As a side note: According to the Trespass to Property Act it is perfectly legal to enter a property to ask for permission to enter a property: “There is a presumption that access for lawful purposes to the door of a building on premises by a means apparently provided and used for the purpose of access is not prohibited” (R.S.O. 1990, c. T.21, s.3.). One cannot be held liable if, upon approaching a structure to ask for permission, one discovers that the door on which he might have knocked has disintegrated. And one certainly should not be held in violation of the Act if, upon discovering a lack of occupancy while exercising that legal right of access, he or she snaps a few pictures of the scenery. It is a product of our litigious age that I feel the need to offer this disclaimer; poets like William Wordsworth and Robert Frost would have ignored a no trespassing sign in their rural escapades, or would have incorporated it into a poem as they defiantly crossed the invisible threshold demarcating private property. As Richard Brautigan puts it in Trout Fishing in America, a “NO TRESPASSING” sign represents “4/17 OF A HAIKU” (7). See Section 6 of the Ontario Trespass to Property Act, which covers signs and property demarcation, accessible at: http://www.e-laws.gov.on.ca/html/statutes/english/elaws_statutes_90t21_e.htm.
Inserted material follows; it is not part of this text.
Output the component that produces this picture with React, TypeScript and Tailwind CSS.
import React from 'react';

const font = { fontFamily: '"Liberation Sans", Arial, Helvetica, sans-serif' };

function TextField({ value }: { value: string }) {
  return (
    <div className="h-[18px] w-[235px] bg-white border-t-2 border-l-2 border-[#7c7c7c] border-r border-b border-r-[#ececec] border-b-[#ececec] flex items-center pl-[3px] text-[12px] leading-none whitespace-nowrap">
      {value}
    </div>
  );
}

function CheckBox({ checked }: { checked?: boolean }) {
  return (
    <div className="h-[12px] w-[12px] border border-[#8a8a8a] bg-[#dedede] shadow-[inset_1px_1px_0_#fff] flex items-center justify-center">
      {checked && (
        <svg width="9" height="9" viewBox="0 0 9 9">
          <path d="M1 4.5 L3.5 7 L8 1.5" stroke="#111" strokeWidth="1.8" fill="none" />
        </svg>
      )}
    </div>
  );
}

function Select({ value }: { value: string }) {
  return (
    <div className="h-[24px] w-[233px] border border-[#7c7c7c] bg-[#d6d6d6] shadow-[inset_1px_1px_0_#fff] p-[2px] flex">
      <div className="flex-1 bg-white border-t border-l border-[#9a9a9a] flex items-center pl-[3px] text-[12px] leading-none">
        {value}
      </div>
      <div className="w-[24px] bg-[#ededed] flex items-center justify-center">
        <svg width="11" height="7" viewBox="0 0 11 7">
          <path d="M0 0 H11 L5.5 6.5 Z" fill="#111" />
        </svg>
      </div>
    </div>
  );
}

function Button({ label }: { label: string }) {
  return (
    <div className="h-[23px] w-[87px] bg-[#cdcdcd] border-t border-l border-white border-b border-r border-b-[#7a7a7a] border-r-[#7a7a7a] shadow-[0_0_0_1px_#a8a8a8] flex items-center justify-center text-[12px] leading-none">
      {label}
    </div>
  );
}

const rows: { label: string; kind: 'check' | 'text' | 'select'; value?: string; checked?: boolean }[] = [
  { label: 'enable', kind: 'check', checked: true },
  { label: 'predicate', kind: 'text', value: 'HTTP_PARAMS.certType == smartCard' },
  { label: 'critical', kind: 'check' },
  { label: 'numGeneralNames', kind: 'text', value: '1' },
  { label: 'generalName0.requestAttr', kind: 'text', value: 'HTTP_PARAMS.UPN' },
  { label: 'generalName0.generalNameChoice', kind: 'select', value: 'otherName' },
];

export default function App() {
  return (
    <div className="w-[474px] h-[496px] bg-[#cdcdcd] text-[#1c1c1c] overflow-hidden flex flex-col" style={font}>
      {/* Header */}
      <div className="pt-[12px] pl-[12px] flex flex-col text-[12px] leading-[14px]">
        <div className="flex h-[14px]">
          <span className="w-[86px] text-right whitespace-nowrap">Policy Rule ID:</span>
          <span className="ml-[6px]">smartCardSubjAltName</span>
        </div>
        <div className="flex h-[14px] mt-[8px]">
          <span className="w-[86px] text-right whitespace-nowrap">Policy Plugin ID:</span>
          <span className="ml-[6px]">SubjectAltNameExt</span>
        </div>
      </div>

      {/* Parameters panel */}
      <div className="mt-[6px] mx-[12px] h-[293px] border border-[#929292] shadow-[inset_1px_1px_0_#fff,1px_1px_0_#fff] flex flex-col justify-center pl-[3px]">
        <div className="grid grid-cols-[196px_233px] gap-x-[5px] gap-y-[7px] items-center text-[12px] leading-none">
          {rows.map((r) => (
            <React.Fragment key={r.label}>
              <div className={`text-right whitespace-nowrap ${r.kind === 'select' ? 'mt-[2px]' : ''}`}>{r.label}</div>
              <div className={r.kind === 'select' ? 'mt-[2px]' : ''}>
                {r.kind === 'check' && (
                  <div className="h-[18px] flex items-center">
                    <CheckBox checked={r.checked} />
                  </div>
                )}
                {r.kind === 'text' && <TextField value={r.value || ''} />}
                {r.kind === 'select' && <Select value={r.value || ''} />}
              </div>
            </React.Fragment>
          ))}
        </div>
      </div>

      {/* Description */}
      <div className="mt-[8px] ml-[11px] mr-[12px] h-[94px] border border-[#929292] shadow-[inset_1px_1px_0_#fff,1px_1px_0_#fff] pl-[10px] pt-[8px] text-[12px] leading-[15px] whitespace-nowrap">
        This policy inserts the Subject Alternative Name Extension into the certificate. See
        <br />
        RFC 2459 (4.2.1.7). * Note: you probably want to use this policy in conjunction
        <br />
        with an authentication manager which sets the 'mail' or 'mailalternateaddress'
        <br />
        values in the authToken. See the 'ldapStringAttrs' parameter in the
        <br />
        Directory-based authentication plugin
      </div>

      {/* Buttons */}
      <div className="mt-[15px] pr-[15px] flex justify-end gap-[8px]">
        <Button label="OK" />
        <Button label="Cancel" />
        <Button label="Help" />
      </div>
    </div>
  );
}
Without a doubt, my interest in these enigmatic sites is a way to satisfy an archiving impulse I also had in my “wayward” youth, to achieve what these anarchistic appropriators have accomplished through imbuing a wall with traces of spectatorship and collaborative enterprise (through scrawling, ironically, the symbol for anarchy). At the same time I seek to inscribe my own narratives, however, the impulse to disassociate myself from hyperbolic and ostentatious evidence of my tampering persists—and I should likely make it very clear that I am responsible for only the photograph, and not the graffiti, of Rural Abstract 4. To some, sifting through and cataloging the haunting remains of former habitation is fascinating on its own, while others find that contributing to the eventual ruin is a better indicator of authorship.
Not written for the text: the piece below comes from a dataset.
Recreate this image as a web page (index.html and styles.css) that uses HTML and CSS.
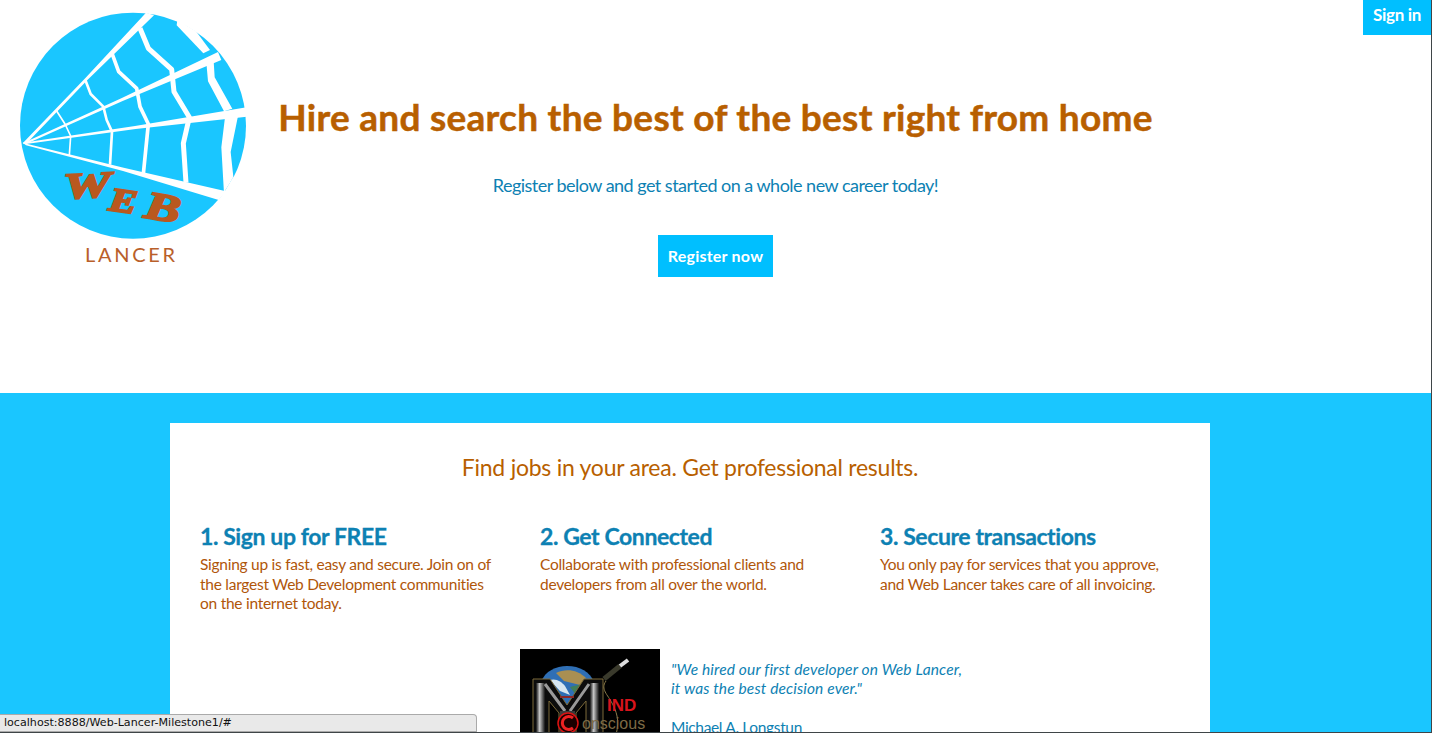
FILE: index.html
```html
<!DOCTYPE html>
<html lang="en">
<head>
<meta charset="utf-8">
<title>Web Lancer</title>
<link rel="stylesheet" href="styles.css">
</head>
<body>
<div class="page">
  <header class="hero">
    <a class="logo" href="#" aria-label="Web Lancer">
      <svg class="logo-svg" viewBox="0 0 810 840" width="270" height="280">
        <circle cx="399" cy="377" r="339" fill="#1ac6ff"/>
        <g fill="#fff">
          <polygon points="68,430 257,233 438,38 462,46 263,239 78,432"/>
          <polygon points="68,430 364,295 654,156 664,180 368,303 78,432"/>
          <polygon points="68,428 405,378 740,322 740,350 407,387 78,432"/>
          <polygon points="68,428 371,503 678,574 656,600 369,513 78,436"/>
          <polygon points="532,60 588,94 630,150 610,160 530,76"/>
          <polygon points="618,176 640,168 644,232 697,326 672,334 624,244"/>
          <polygon points="675,352 714,348 692,456 700,530 690,548 660,596 672,580 664,442"/>
          <polygon points="672,578 700,530 740,600 660,620"/>
        </g>
        <g fill="none" stroke="#fff" stroke-linejoin="round">
          <polyline stroke-width="5" points="168,330 195,372 212,408 208,466"/>
          <polyline stroke-width="8" points="256,240 272,282 310,320 320,360 336,395 330,494"/>
          <polyline stroke-width="11" points="336,160 356,215 410,265 420,320 445,372 430,522"/>
          <polyline stroke-width="15" points="420,85 445,145 515,208 522,275 568,352 550,430 558,548"/>
        </g>
        <g class="logo-web" fill="#b9581f" stroke="#b9581f">
          <text font-size="115" transform="translate(192 596) rotate(-3) scale(1.4 .95)">W</text>
          <text font-size="100" transform="translate(324 630) rotate(8) scale(1.25 1)">E</text>
          <text font-size="118" transform="translate(430 652) rotate(10) scale(1.35 1)">B</text>
        </g>
        <text class="logo-lancer" x="394" y="786" text-anchor="middle">LANCER</text>
      </svg>
    </a>
    <div class="hero-main">
      <h1 class="hero-title">Hire and search the best of the best right from home</h1>
      <p class="hero-sub">Register below and get started on a whole new career today!</p>
      <a class="btn btn-register" href="#">Register now</a>
    </div>
    <a class="btn btn-signin" href="#">Sign in</a>
  </header>

  <main class="band">
    <section class="card">
      <h2 class="card-title">Find jobs in your area. Get professional results.</h2>
      <div class="steps">
        <article class="step">
          <h3 class="step-title">1. Sign up for FREE</h3>
          <p class="step-text">Signing up is fast, easy and secure. Join on of<br>the largest Web Development communities<br>on the internet today.</p>
        </article>
        <article class="step">
          <h3 class="step-title">2. Get Connected</h3>
          <p class="step-text">Collaborate with professional clients and<br>developers from all over the world.</p>
        </article>
        <article class="step">
          <h3 class="step-title">3. Secure transactions</h3>
          <p class="step-text">You only pay for services that you approve,<br>and Web Lancer takes care of all invoicing.</p>
        </article>
      </div>
      <div class="testimonial">
        <svg class="client-logo" viewBox="0 0 140 110" width="140" height="110">
          <defs>
            <linearGradient id="stem" x1="0" x2="1" y1="0" y2="0">
              <stop offset="0" stop-color="#111"/>
              <stop offset=".4" stop-color="#c8c8c8"/>
              <stop offset="1" stop-color="#111"/>
            </linearGradient>
          </defs>
          <rect width="140" height="110" fill="#000"/>
          <path d="M21 33 C25 22 36 17 47 17 C60 17 70 23 74 33 L56 58 H40 Z" fill="#2f6fb5"/>
          <path d="M36 24 C46 19 58 21 66 29 L60 36 L44 32 Z" fill="#a98f52"/>
          <path d="M30 31 C36 29 42 33 45 37 L50 46 L40 42 Z" fill="#d7e6f0"/>
          <path d="M50 38 L62 35 L56 46 Z" fill="#3f7f5a"/>
          <path d="M13 30 H30 L47 56 L64 30 H83 V86 H66 V52 L56 64 V86 H39 V64 L29 52 V86 H13 Z" fill="#0c0c0c" stroke="#7c6a3a" stroke-width="1"/>
          <rect x="16" y="34" width="9" height="50" fill="url(#stem)"/>
          <rect x="70" y="34" width="9" height="50" fill="url(#stem)"/>
          <path d="M25 35 L45 62 M69 35 L50 62" stroke="#9a9a9a" stroke-width="3" fill="none"/>
          <rect x="40" y="47" width="14" height="2" fill="#8a2a2a"/>
          <path d="M40 62 H55 V86 H40 Z" fill="#3a3a3a"/>
          <path d="M84 30 L100 17" stroke="#3a3a2c" stroke-width="5"/>
          <path d="M100 17 L108 11" stroke="#ddd" stroke-width="4"/>
          <path d="M86 32 C80 40 88 46 92 54 C96 62 100 70 96 86" stroke="#8a7a4a" stroke-width="1" fill="none"/>
          <circle cx="48" cy="74" r="10" fill="#1a0000" stroke="#d11" stroke-width="1.5"/>
          <path d="M53 69 A6.5 6.5 0 1 0 53 79" stroke="#e22" stroke-width="3" fill="none"/>
          <text class="client-ind" x="87" y="62">IND</text>
          <text class="client-con" x="62" y="80">onscious</text>
        </svg>
        <div class="quote">
          <p class="quote-text">"We hired our first developer on Web Lancer,<br>it was the best decision ever."</p>
          <p class="quote-author">Michael A. Longstun</p>
        </div>
      </div>
    </section>
  </main>

  <div class="status">localhost:8888/Web-Lancer-Milestone1/#</div>
</div>
</body>
</html>
```
FILE: styles.css
```css
* { box-sizing: border-box; }
html, body { margin: 0; padding: 0; height: 733px; overflow: hidden; background: #fff; }
body { font-family: Lato, "Open Sans", sans-serif; }
.page {
  position: relative;
  height: 733px;
  overflow: hidden;
  border-right: 1px solid #3f4548;
  border-bottom: 1px solid #3f4548;
}
a { text-decoration: none; }

.hero {
  display: grid;
  grid-template-columns: 1fr auto 1fr;
  height: 393px;
}
.logo { display: block; width: 270px; height: 280px; }
.logo-svg { display: block; }
.logo-web text { font-family: "Liberation Serif", serif; font-weight: 700; font-style: italic; stroke-width: 6px; }
.logo-lancer { font-family: Lato, sans-serif; font-size: 60px; letter-spacing: 8px; fill: #b9602a; }

.hero-main { display: flex; flex-direction: column; align-items: center; padding-top: 94px; }
.hero-title {
  margin: 0;
  font-size: 37px;
  line-height: 46px;
  font-weight: 700;
  color: #b85f00;
  white-space: nowrap;
  letter-spacing: 0.27px;
  -webkit-text-stroke: 0.5px #b85f00;
}
.hero-sub { margin: 33px 0 0; font-size: 18px; line-height: 24px; color: #0d81b3; letter-spacing: -0.52px; }
.btn { display: block; background: #00bfff; color: #fff; font-weight: 700; text-align: center; }
.btn-register { margin-top: 38px; width: 115px; height: 42px; font-size: 16px; line-height: 42px; letter-spacing: 0.23px; }
.btn-signin { justify-self: end; width: 68px; height: 35px; font-size: 17px; line-height: 30px; letter-spacing: -0.35px; }

.band { background: #1ac6ff; height: 340px; padding: 30px 0 0 170px; }
.card { width: 1040px; height: 310px; background: #fff; padding: 29px 30px 30px; overflow: hidden; }
.card-title { margin: 0; text-align: center; font-size: 23px; line-height: 30px; font-weight: 400; color: #b85f00; letter-spacing: -0.25px; }
.steps { display: grid; grid-template-columns: repeat(3, 340px); margin-top: 40px; height: 127px; }
.step-title { margin: 0; font-size: 23px; line-height: 29px; font-weight: 700; color: #0d81b3; letter-spacing: -0.4px; -webkit-text-stroke: 0.3px #0d81b3; }
.step-text { margin: 4px 0 0; font-size: 15.5px; line-height: 19.5px; color: #b0560a; letter-spacing: -0.26px; white-space: nowrap; }

.testimonial { display: flex; gap: 11px; margin: 0 0 0 320px; }
.client-logo { display: block; flex: none; }
.client-ind { font-family: "Liberation Sans", sans-serif; font-size: 17px; font-weight: 700; fill: #d8141c; }
.client-con { font-family: "Liberation Sans", sans-serif; font-size: 16px; fill: #7d6a45; }
.quote { color: #0d81b3; font-size: 15.5px; line-height: 19px; padding-top: 11px; letter-spacing: -0.35px; }
.quote-text { margin: 0; font-style: italic; white-space: nowrap; letter-spacing: 0.14px; }
.quote-author { margin: 20px 0 0; }

.status {
  position: absolute;
  left: 0;
  bottom: 0;
  width: 477px;
  height: 18px;
  padding-left: 4px;
  background: #e9e9e9;
  border: 1px solid #aaa;
  border-left: 0;
  border-radius: 0 4px 0 0;
  font-family: "DejaVu Sans", sans-serif;
  font-size: 11.1px;
  line-height: 16px;
  color: #111;
}
```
When I say that contributing to ruin has a sort of authorship, I am not referring directly to an aesthetics of destruction—that demolition is also a (pro)creative act—but rather to how we stamp our subjectivity (or physical presence) on a space and the objects within it. As a young man predisposed to wandering who grew up in a rural area, I witnessed how the abandoned dwellings of ruburbia, beset with the slow asphyxiation and reclamation of nature, became clubhouses for local children acting as amateur archivists. While I was off sifting through the itemizable remains of these “clubhouses”—yellowing hand-written letters, newspapers browned with water damage, rusty cans with corroded labels, a moldering school workbook preserved by the deceased ex-inhabitant, discoloured toys, ancient figurines, moth-eaten articles of clothing left hanging in a bedroom closet… a wedding dress…—some of my acquaintances would indulge the overtly anarchic archiving impulse by kicking or punching holes through deteriorating drywall, making improvised clubs from table legs to aid their contributions, lighting fires to smoke out the bats sleeping in the exposed rafters, or simply for the sake of lighting fires for the off chance that something beyond our control might happen. I sometimes participated in that overt destruction. Such was my adolescent predisposition to speed up the deterioration of a thing abandoned and left to the whims of the public.
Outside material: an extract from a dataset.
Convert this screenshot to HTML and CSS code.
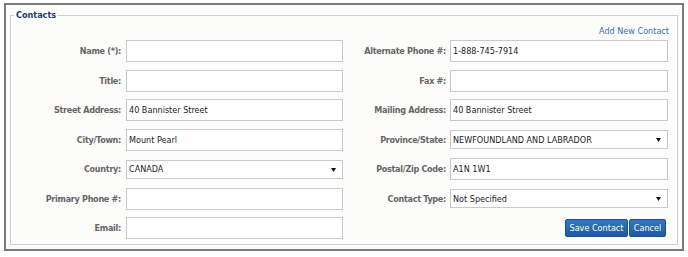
FILE: index.html
```html
<!DOCTYPE html>
<html lang="en">
<head>
<meta charset="utf-8">
<title>Contacts</title>
<link rel="stylesheet" href="styles.css">
</head>
<body>
<div class="frame">
  <fieldset class="contacts">
    <legend class="contacts-title">Contacts</legend>
    <div class="toolbar"><a class="add-link" href="#">Add New Contact</a></div>
    <div class="form-grid">
      <label class="lbl">Name (*):</label>
      <input class="field" type="text" value="">
      <label class="lbl">Alternate Phone #:</label>
      <input class="field" type="text" value="1-888-745-7914">

      <label class="lbl">Title:</label>
      <input class="field" type="text" value="">
      <label class="lbl">Fax #:</label>
      <input class="field" type="text" value="">

      <label class="lbl">Street Address:</label>
      <input class="field" type="text" value="40 Bannister Street">
      <label class="lbl">Mailing Address:</label>
      <input class="field" type="text" value="40 Bannister Street">

      <label class="lbl">City/Town:</label>
      <input class="field" type="text" value="Mount Pearl">
      <label class="lbl">Province/State:</label>
      <div class="select-wrap">
        <select class="pick"><option>NEWFOUNDLAND AND LABRADOR</option></select>
        <svg class="caret" width="5" height="4" viewBox="0 0 5 4"><path d="M0 0H5L2.5 4Z" fill="#111"/></svg>
      </div>

      <label class="lbl">Country:</label>
      <div class="select-wrap">
        <select class="pick"><option>CANADA</option></select>
        <svg class="caret" width="5" height="4" viewBox="0 0 5 4"><path d="M0 0H5L2.5 4Z" fill="#111"/></svg>
      </div>
      <label class="lbl">Postal/Zip Code:</label>
      <input class="field" type="text" value="A1N 1W1">

      <label class="lbl">Primary Phone #:</label>
      <input class="field" type="text" value="">
      <label class="lbl">Contact Type:</label>
      <div class="select-wrap">
        <select class="pick"><option>Not Specified</option></select>
        <svg class="caret" width="5" height="4" viewBox="0 0 5 4"><path d="M0 0H5L2.5 4Z" fill="#111"/></svg>
      </div>

      <label class="lbl">Email:</label>
      <input class="field" type="text" value="">
      <div class="actions">
        <button class="btn btn-save" type="button">Save Contact</button>
        <button class="btn btn-cancel" type="button">Cancel</button>
      </div>
    </div>
  </fieldset>
</div>
</body>
</html>
```

FILE: styles.css
```css
html, body {
  margin: 0;
  padding: 0;
  background: #ffffff;
}

body {
  font-family: "DejaVu Sans Condensed", "DejaVu Sans", sans-serif;
  font-size: 9px;
  color: #333;
}

.frame {
  margin: 3px 4px 0;
  border: 2px solid #7a7a7a;
  background: #fcfcfa;
}

.contacts {
  margin: 4px 4px 4px;
  padding: 4px 9px 5px 0;
  border: 1px solid #cfcfcf;
  min-width: 0;
}

.contacts-title {
  margin-left: 3px;
  padding: 0 2px;
  font-weight: bold;
  font-size: 9px;
  line-height: 12px;
  color: #1f3a6e;
}

.toolbar {
  display: flex;
  justify-content: flex-end;
  height: 12px;
  line-height: 12px;
  margin: 0 -1px 3px 0;
}

.add-link {
  color: #3b6db3;
  text-decoration: none;
  font-size: 9px;
}

.form-grid {
  display: grid;
  grid-template-columns: 115px 217px 107px 218px;
  grid-auto-rows: 22px;
  row-gap: 7.5px;
  align-items: center;
}

.lbl {
  text-align: right;
  font-weight: bold;
  color: #666;
  white-space: nowrap;
  letter-spacing: -0.3px;
}

.form-grid > .lbl:nth-child(4n+1) {
  padding-right: 5px;
}

.form-grid > .lbl:nth-child(4n+3) {
  padding-right: 4px;
}

.field {
  box-sizing: border-box;
  width: 100%;
  height: 22px;
  margin: 0;
  padding: 0 2px;
  border: 1px solid #c9c9c9;
  background: #fff;
  font: inherit;
  color: #222;
  outline: none;
}

.select-wrap {
  position: relative;
  height: 19px;
}

.pick {
  -webkit-appearance: none;
  appearance: none;
  box-sizing: border-box;
  width: 100%;
  height: 19px;
  margin: 0;
  padding: 0 14px 0 2px;
  border: 1px solid #c9c9c9;
  border-radius: 0;
  background: #fff;
  font: inherit;
  color: #222;
}

.caret {
  position: absolute;
  right: 7px;
  top: 8px;
  pointer-events: none;
}

.actions {
  grid-column: 3 / 5;
  display: flex;
  justify-content: flex-end;
  gap: 1px;
  padding-right: 2px;
}

.btn {
  box-sizing: border-box;
  height: 18px;
  margin: 0;
  padding: 0;
  border: 1px solid #1b4f8e;
  border-radius: 2px;
  background: linear-gradient(#3476c2, #1f5aa3);
  color: #fff;
  font: inherit;
  font-size: 9px;
  font-weight: normal;
  line-height: 16px;
  text-align: center;
}

.btn-save {
  width: 63px;
}

.btn-cancel {
  width: 37px;
}
```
This destructive behaviour, on the surface, contradicts my current impulse to preserve these sites as they appear caught in the transition to obsolescence. There is a certain authenticity, or perhaps a cultural vignette, that I strive to represent through intervening at a particular moment of decay. However, I have come to believe that there is more potential for violence to be done in my invasive academic and creative archiving practices than by destroying that which former inhabitants did not want prying eyes to witness. Interpretation is an act of theft, and every time an archive is opened to the gaze of the spectator, or is re-presented as an ostensible yet anachronic narrative, the archivist both preserves and destroys by inscribing tradition and self onto the interior. We must be wary of the things we leave behind, and how tradition, or what T.S. Eliot calls the “historical sense” (“Tradition” 40), is relative to the living gaze. The archivist roves through the contested space of the archive, (re)configuring here and defacing there. The archivist at times is no better, perhaps worse, than wayward youth who punch holes in water-damaged drywall as evidence of being-there.
Destruction is a co-authored venture. It necessitates narrative remodelling as part of its machinations, the adaptation of space and place into something unique to the destroyer. As an example of narrative remodelling via destruction, we can look to modern period works such as Robert Frost’s “A Fountain, a Bottle, a Donkey’s Ears and Some Books,” a poem about the aforementioned poet breaking and entering into an abandoned rural dwelling situated in the wilds of the Kinsman Mountains, New Hampshire. (Who knew Robert Frost, responsible for sentimental meditations like “Stopping by the Woods on a Snowy Evening,” could be such a shit disturber?) An abandoned home, particularly surrounded by wilderness, is hortus conclusus (enclosed garden); it is a microcosm both restricted yet unguarded, and flirts with the spectator through the aura of mystery. A house decaying in the middle of nowhere has its viscera visible on the outside. While it conceals its obsolescence, at the same time it invites the silent, skulking intervention of “Boys and bad hunters” (line 102)—the archivist, the story-teller, the destroyer.